Oh ****, you got it wrong again!


Now you've done it. Rev Jim will stop reading at this point ?(unless
he invokes the PCTA double standard).

In Boston, on Christmas Eve of 1906, modulating a spark transmitter,
Reginald Fessenden made a holiday broadcast of a short spoken
introduction, some recorded Christmas music, and played "Oh Holy
Night" on a violin.


Did you enjoy it? What antenna (aerial) did you use? What detector
(receiver) did you use?

Obviously on-off keying was not the ONLY WAY POSSIBLE (your emphasis)
for early ("spark") radio to allow communications.


MIG, TIG, or ordinary ARC welding?

"Dear Mother Anderson, your son Leonard is failing in practical
applied physics. Perhaps he would benefit from a stint in the Army to
learn a useful trade."

Sunuvagun! Good luck on this one now.


Dear Mother Brakob,

Your offspring is once again confused, perhaps suffering from
dittybopper dementia from spending too much time listening to
beeping or seminarian studies of official documents from Newington.

The following is a direct quote from the Special Commemorative
Issue of McGraw-Hill's "Electronics" magazine of April 17, 1980,
page 75, right-hand column, section titled "History before 1930."
That issue is 650 pages total, was printed in celebration of 50 years
of "Electronics" magazine existance.


STOP! Do not attempt to inject authority into the equation.

"The broadcast television that followed two decades later, would,
of course, not have been possible without proper transmitters,
receivers, modulators, demodulars, etc. --or, in other words,
without proper radio.

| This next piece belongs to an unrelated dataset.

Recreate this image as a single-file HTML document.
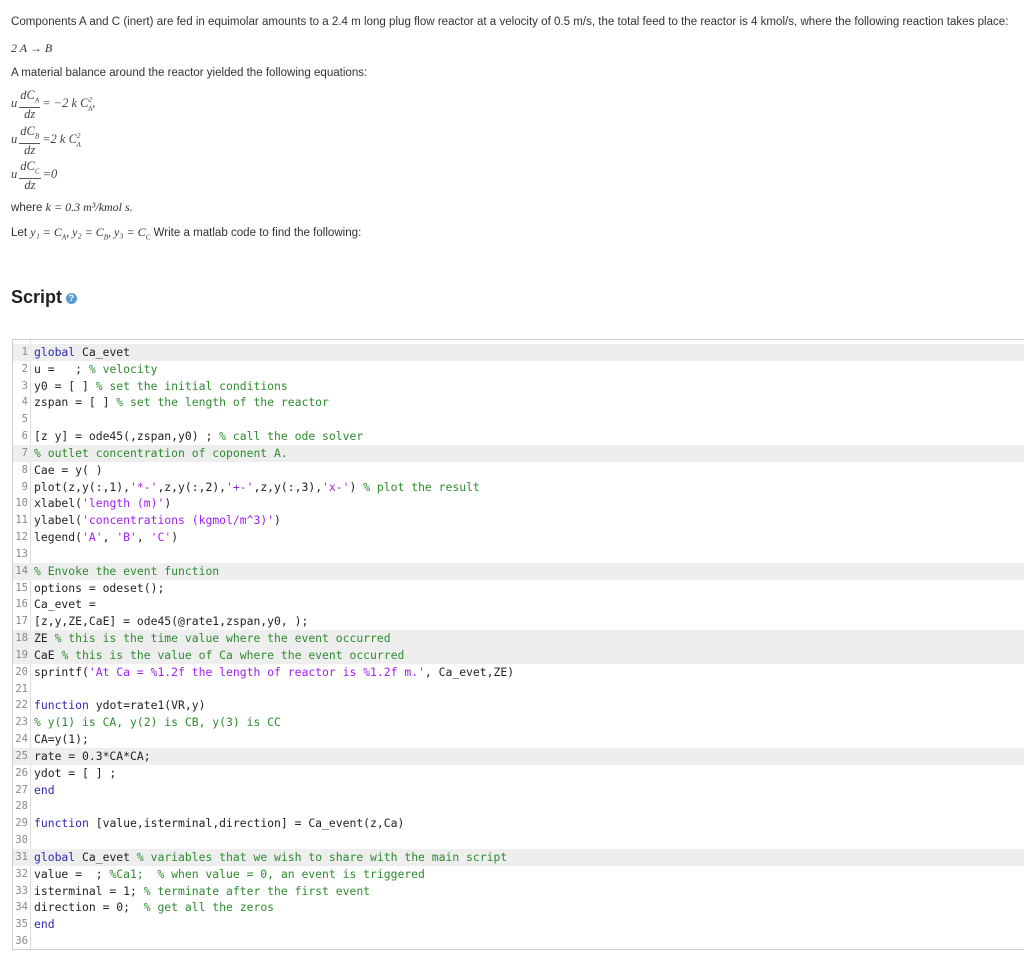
<!DOCTYPE html>
<html><head><meta charset="utf-8"><style>
body{margin:0;background:#fff;width:1024px;height:955px;overflow:hidden;font-family:"Liberation Sans",Arial,sans-serif;color:#333;}
.p{position:absolute;left:11px;font-size:11.55px;white-space:nowrap;}
.m{font-family:"Liberation Serif",serif;font-style:italic;font-size:12px;}
.eq{position:absolute;left:11px;font-family:"Liberation Serif",serif;font-style:italic;font-size:12.5px;color:#444;}
.fr{display:inline-block;vertical-align:middle;text-align:center;margin:0 2px;}
.fr span{display:block;line-height:12px;}
.fr .n{border-bottom:1px solid #555;padding:0 1px;}
h2{position:absolute;left:11px;top:287px;margin:0;font-size:18px;font-weight:bold;color:#222;}
.q{display:inline-block;width:11px;height:11px;border-radius:50%;background:#5a9bd5;color:#fff;font-size:9px;text-align:center;line-height:11px;vertical-align:2px;margin-left:4px;}
.ed{position:absolute;left:12px;top:339px;width:1020px;height:609px;border-top:1px solid #ccc;border-left:1px solid #ccc;border-bottom:1px solid #ccc;}
.gut{position:absolute;left:0;top:0;width:17px;height:609px;border-right:1px solid #ddd;background:#fff;}
.lines{position:absolute;left:0;top:4px;width:1020px;font-family:"DejaVu Sans Mono",monospace;font-size:11.4px;}
.l{height:16.83px;line-height:16.83px;white-space:pre;position:relative;}
.l.h{background:#eee;}
.l .ln{position:absolute;left:0;width:15px;text-align:right;color:#888;font-size:10.5px;}
.l .c{position:absolute;left:21px;color:#222;}
.k{color:#2b2bb0}.g{color:#2e8b2e}.s{color:#a020f0}
</style></head><body>
<div class="p" style="top:16px">Components A and C (inert) are fed in equimolar amounts to a 2.4 m long plug flow reactor at a velocity of 0.5 m/s, the total feed to the reactor is 4 kmol/s, where the following reaction takes place:</div>
<div class="p m" style="top:41px">2 A → B</div>
<div class="p" style="top:67px">A material balance around the reactor yielded the following equations:</div>
<div class="eq" style="top:89px">u<span class="fr"><span class="n">dC<sub style="font-size:7px">A</sub></span><span>dz</span></span>= −2 k C<sup style="font-size:7px">2</sup><sub style="font-size:7px;margin-left:-4px">A</sub>,</div>
<div class="eq" style="top:125px">u<span class="fr"><span class="n">dC<sub style="font-size:7px">B</sub></span><span>dz</span></span>=2 k C<sup style="font-size:7px">2</sup><sub style="font-size:7px;margin-left:-4px">A</sub></div>
<div class="eq" style="top:160px">u<span class="fr"><span class="n">dC<sub style="font-size:7px">C</sub></span><span>dz</span></span>=0</div>
<div class="p" style="top:200px">where <span class="m">k = 0.3 m³/kmol s.</span></div>
<div class="p" style="top:225px">Let <span class="m">y₁ = C<sub style="font-size:7px">A</sub>, y₂ = C<sub style="font-size:7px">B</sub>, y₃ = C<sub style="font-size:7px">C</sub></span> Write a matlab code to find the following:</div>
<h2>Script<span class="q">?</span></h2>
<div class="ed"><div class="gut"></div><div class="lines">
<div class="l h"><span class="ln">1</span><span class="c"><span class="k">global</span> Ca_evet</span></div>
<div class="l"><span class="ln">2</span><span class="c">u =   ; <span class="g">% velocity</span></span></div>
<div class="l"><span class="ln">3</span><span class="c">y0 = [ ] <span class="g">% set the initial conditions</span></span></div>
<div class="l"><span class="ln">4</span><span class="c">zspan = [ ] <span class="g">% set the length of the reactor</span></span></div>
<div class="l"><span class="ln">5</span><span class="c"></span></div>
<div class="l"><span class="ln">6</span><span class="c">[z y] = ode45(,zspan,y0) ; <span class="g">% call the ode solver</span></span></div>
<div class="l h"><span class="ln">7</span><span class="c"><span class="g">% outlet concentration of coponent A.</span></span></div>
<div class="l"><span class="ln">8</span><span class="c">Cae = y( )</span></div>
<div class="l"><span class="ln">9</span><span class="c">plot(z,y(:,1),<span class="s">'*-'</span>,z,y(:,2),<span class="s">'+-'</span>,z,y(:,3),<span class="s">'x-'</span>) <span class="g">% plot the result</span></span></div>
<div class="l"><span class="ln">10</span><span class="c">xlabel(<span class="s">'length (m)'</span>)</span></div>
<div class="l"><span class="ln">11</span><span class="c">ylabel(<span class="s">'concentrations (kgmol/m^3)'</span>)</span></div>
<div class="l"><span class="ln">12</span><span class="c">legend(<span class="s">'A'</span>, <span class="s">'B'</span>, <span class="s">'C'</span>)</span></div>
<div class="l"><span class="ln">13</span><span class="c"></span></div>
<div class="l h"><span class="ln">14</span><span class="c"><span class="g">% Envoke the event function</span></span></div>
<div class="l"><span class="ln">15</span><span class="c">options = odeset();</span></div>
<div class="l"><span class="ln">16</span><span class="c">Ca_evet =</span></div>
<div class="l"><span class="ln">17</span><span class="c">[z,y,ZE,CaE] = ode45(@rate1,zspan,y0, );</span></div>
<div class="l h"><span class="ln">18</span><span class="c">ZE <span class="g">% this is the time value where the event occurred</span></span></div>
<div class="l h"><span class="ln">19</span><span class="c">CaE <span class="g">% this is the value of Ca where the event occurred</span></span></div>
<div class="l"><span class="ln">20</span><span class="c">sprintf(<span class="s">'At Ca = %1.2f the length of reactor is %1.2f m.'</span>, Ca_evet,ZE)</span></div>
<div class="l"><span class="ln">21</span><span class="c"></span></div>
<div class="l"><span class="ln">22</span><span class="c"><span class="k">function</span> ydot=rate1(VR,y)</span></div>
<div class="l"><span class="ln">23</span><span class="c"><span class="g">% y(1) is CA, y(2) is CB, y(3) is CC</span></span></div>
<div class="l"><span class="ln">24</span><span class="c">CA=y(1);</span></div>
<div class="l h"><span class="ln">25</span><span class="c">rate = 0.3*CA*CA;</span></div>
<div class="l"><span class="ln">26</span><span class="c">ydot = [ ] ;</span></div>
<div class="l"><span class="ln">27</span><span class="c"><span class="k">end</span></span></div>
<div class="l"><span class="ln">28</span><span class="c"></span></div>
<div class="l"><span class="ln">29</span><span class="c"><span class="k">function</span> [value,isterminal,direction] = Ca_event(z,Ca)</span></div>
<div class="l"><span class="ln">30</span><span class="c"></span></div>
<div class="l h"><span class="ln">31</span><span class="c"><span class="k">global</span> Ca_evet <span class="g">% variables that we wish to share with the main script</span></span></div>
<div class="l"><span class="ln">32</span><span class="c">value =  ; <span class="g">%Ca1;  % when value = 0, an event is triggered</span></span></div>
<div class="l"><span class="ln">33</span><span class="c">isterminal = 1; <span class="g">% terminate after the first event</span></span></div>
<div class="l"><span class="ln">34</span><span class="c">direction = 0;  <span class="g">% get all the zeros</span></span></div>
<div class="l"><span class="ln">35</span><span class="c"><span class="k">end</span></span></div>
<div class="l"><span class="ln">36</span><span class="c"></span></div>
</div></div>
</body></html>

The world had been introduced in the potential
of such a radio system as far back as 1906, when on Christmas
Eve Prof. Reginal A. Fesenden of Harvard University made the first
documented radio broadcast of speech and music. For this feat, he
used a 50-KHz Alexanderson alternator, manufactured by the
General Electric Co. Telegraph operators on ships crossing the
North Atlantic were surprised on the historic night to hear music
coming out of earphones that previously had emitted nothing but
dots and dashes. Fessenden modulated the alternator's 1-KW
output simply by putting a microphone in series with the antenna of
his experimental station at Brant Rock, Mass. It is likely, but not
certain, that the microphone was water-cooled."


Imagine if he had forgotten where he had put his microphone, re Larry,
Dick, an Moe.

Mother Brakob, please point out, highlight if necessary with a yellow
marker pen, that the transmitter was an ALTERNATOR, not the
damped-wave "spark" type your son scribbled in angry crayon.
Specifically, an ALEXANDERSON ALTERNATOR. ONE
KILOWATT output.


Alex-ANDERSON has a nice ring to it, doesn't it?

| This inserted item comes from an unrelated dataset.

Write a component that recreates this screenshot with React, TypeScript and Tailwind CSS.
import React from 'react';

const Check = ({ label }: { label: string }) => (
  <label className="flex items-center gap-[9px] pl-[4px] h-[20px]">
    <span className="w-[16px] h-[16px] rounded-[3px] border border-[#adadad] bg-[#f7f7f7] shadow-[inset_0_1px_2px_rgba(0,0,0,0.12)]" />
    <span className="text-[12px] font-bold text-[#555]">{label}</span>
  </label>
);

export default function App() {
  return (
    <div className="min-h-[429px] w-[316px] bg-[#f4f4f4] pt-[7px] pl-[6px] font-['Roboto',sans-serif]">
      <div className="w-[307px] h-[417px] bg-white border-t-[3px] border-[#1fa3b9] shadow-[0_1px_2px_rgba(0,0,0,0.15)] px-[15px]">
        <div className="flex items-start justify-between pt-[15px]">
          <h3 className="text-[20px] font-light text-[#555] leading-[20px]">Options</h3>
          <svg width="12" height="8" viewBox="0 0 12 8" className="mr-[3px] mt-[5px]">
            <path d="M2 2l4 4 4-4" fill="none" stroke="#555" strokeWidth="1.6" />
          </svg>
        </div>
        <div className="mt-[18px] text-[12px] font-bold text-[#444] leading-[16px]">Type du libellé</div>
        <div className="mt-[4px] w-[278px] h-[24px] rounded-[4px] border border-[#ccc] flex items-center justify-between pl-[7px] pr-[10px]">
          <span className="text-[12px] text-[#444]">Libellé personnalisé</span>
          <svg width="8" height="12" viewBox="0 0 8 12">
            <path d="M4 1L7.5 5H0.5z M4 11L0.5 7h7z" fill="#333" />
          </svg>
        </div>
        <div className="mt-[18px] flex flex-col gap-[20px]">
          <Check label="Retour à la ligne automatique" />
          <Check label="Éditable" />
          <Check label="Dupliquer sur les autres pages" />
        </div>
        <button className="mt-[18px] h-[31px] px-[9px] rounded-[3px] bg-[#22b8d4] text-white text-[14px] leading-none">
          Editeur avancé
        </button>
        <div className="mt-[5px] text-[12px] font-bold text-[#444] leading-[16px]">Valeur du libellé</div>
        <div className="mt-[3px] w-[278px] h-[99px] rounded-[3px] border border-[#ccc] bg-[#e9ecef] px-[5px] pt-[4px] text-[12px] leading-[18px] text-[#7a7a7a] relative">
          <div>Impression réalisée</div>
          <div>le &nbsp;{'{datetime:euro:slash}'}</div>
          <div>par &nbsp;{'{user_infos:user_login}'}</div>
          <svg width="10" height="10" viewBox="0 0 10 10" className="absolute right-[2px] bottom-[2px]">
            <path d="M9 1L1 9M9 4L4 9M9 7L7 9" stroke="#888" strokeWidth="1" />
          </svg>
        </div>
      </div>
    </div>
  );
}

You may wish to give your son a primer on electricity explaining
power losses in resistive conductors. That is important considering
the microphone used by Fessenden was IN SERIES WITH THE
ANTENNA CARRYING CURRENT SUFFICIENT FOR ONE
KILOWATT RADIO FREQUENCY POWER OUTPUT.

Best of good luck on that one, Mother Brakob. [you are going to
need it]

LHA


Wonder if Mother Brakob lived in a shoe?

PS: You may wish to contact ARRL psychiatric services privately
for a list of competent mental health professionals in your area who
are specialists in the dementia of dittybopper data distortion attempted
on historical facts gathered by professional publishers.


Cudbe a Jody song for the USN?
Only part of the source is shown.